Inspection Intervals

Modern maintenance programs use Maintenance Steering Group (MSG-3) logic — a reliability-centered maintenance philosophy that bases inspection intervals on demonstrated component failure rates rather than conservative fixed intervals. This allows airlines to extend intervals for highly reliable components while increasing attention to those showing higher-than-expected failure rates in service.

Regulatory authorities (FAA, EASA) must approve all maintenance programs. Airlines cannot arbitrarily extend intervals — any change requires data-based justification and regulatory review.

Component Life Limits

Certain components have mandatory replacement limits regardless of apparent condition. These Life-Limited Parts (LLPs) include turbine engine discs and shafts, landing gear trunnions, and other high-stress primary structural components. Life limits are expressed in flight cycles (pressurizations), flight hours, or calendar time, whichever comes first.

For example, CFM56 engine fan discs have a life limit of approximately 30,000 flight cycles. When a disc reaches that limit, it must be removed and destroyed — it cannot be inspected and returned to service, regardless of apparent condition. This prevents the gradual accumulation of undetectable fatigue damage that makes individual inspection unreliable for these components.

Maintenance Documentation

Every maintenance action performed on a commercial aircraft is documented in the Aircraft Technical Log (ATL) and fed into the aircraft's computerized maintenance tracking system. Airworthiness Directives (ADs) issued by regulatory authorities must be tracked and complied with by their specified deadlines. The AD compliance record must be complete and current for an aircraft to be legally airworthy.

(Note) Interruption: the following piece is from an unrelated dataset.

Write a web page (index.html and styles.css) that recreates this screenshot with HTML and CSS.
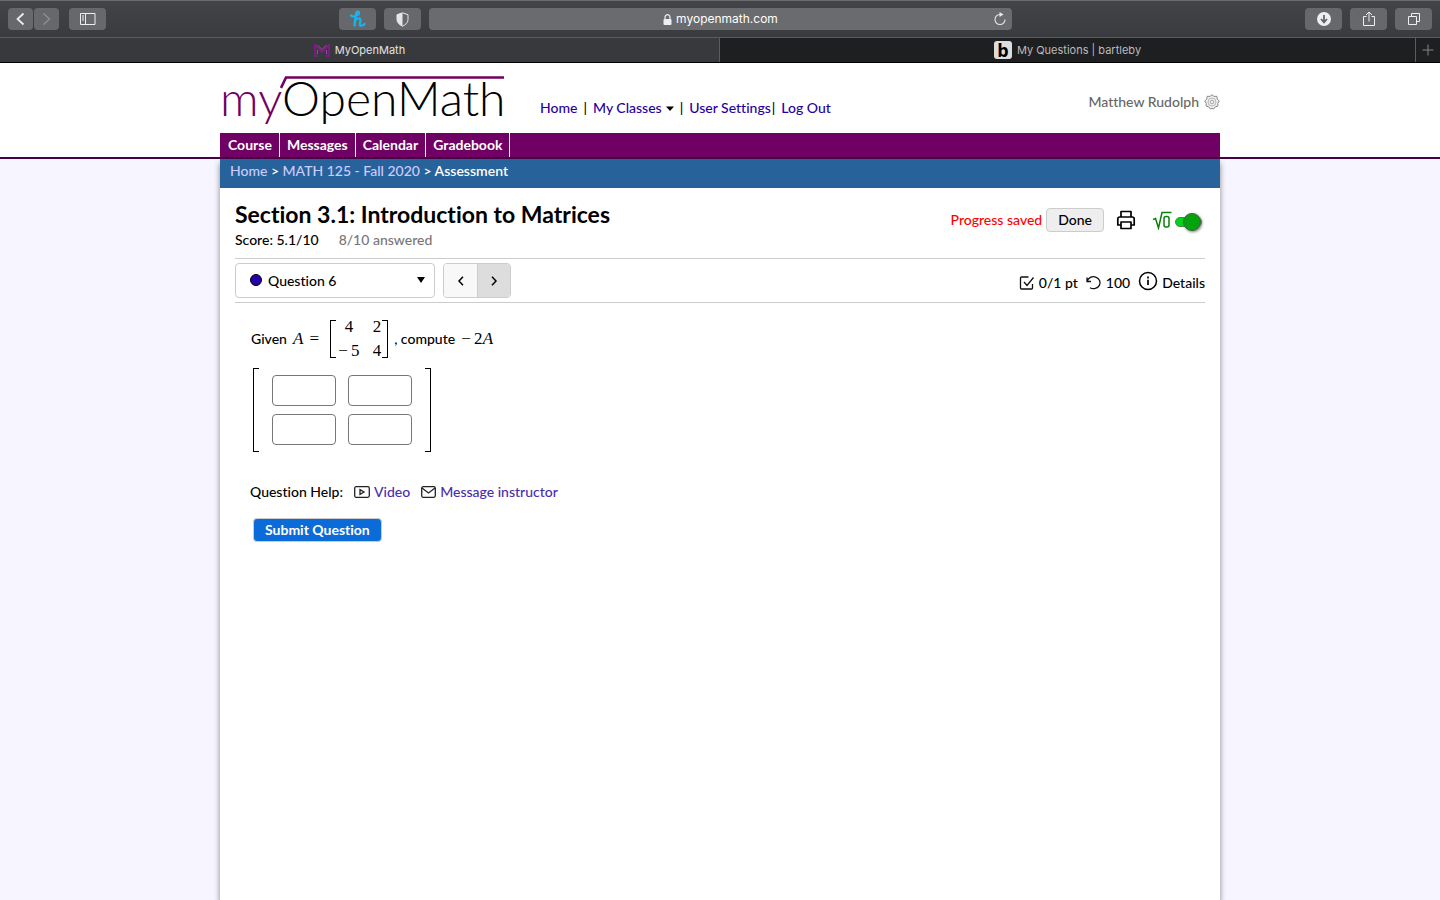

The paper trail for a 20-year-old aircraft can be enormous. Maintaining complete, accurate documentation is as important as the physical maintenance work — incomplete records are an airworthiness violation.

Regulatory Oversight

Airlines must hold an Air Operator's Certificate (AOC) from their national aviation authority, which requires demonstrating an approved maintenance program, qualified maintenance organization, and adequate record-keeping. Maintenance organizations must hold a separate Part 145 (EASA) or Part 145 (FAA equivalent) repair station certificate, with regular regulatory inspections.

Beyond national oversight, IATA's IOSA audit (see the safest airlines guide) evaluates maintenance practices as one of eight audit areas. Airlines operating in EU airspace are subject to oversight by EASA, which publishes findings on its website. The breadth and depth of regulatory oversight in commercial aviation is unmatched by any other industry.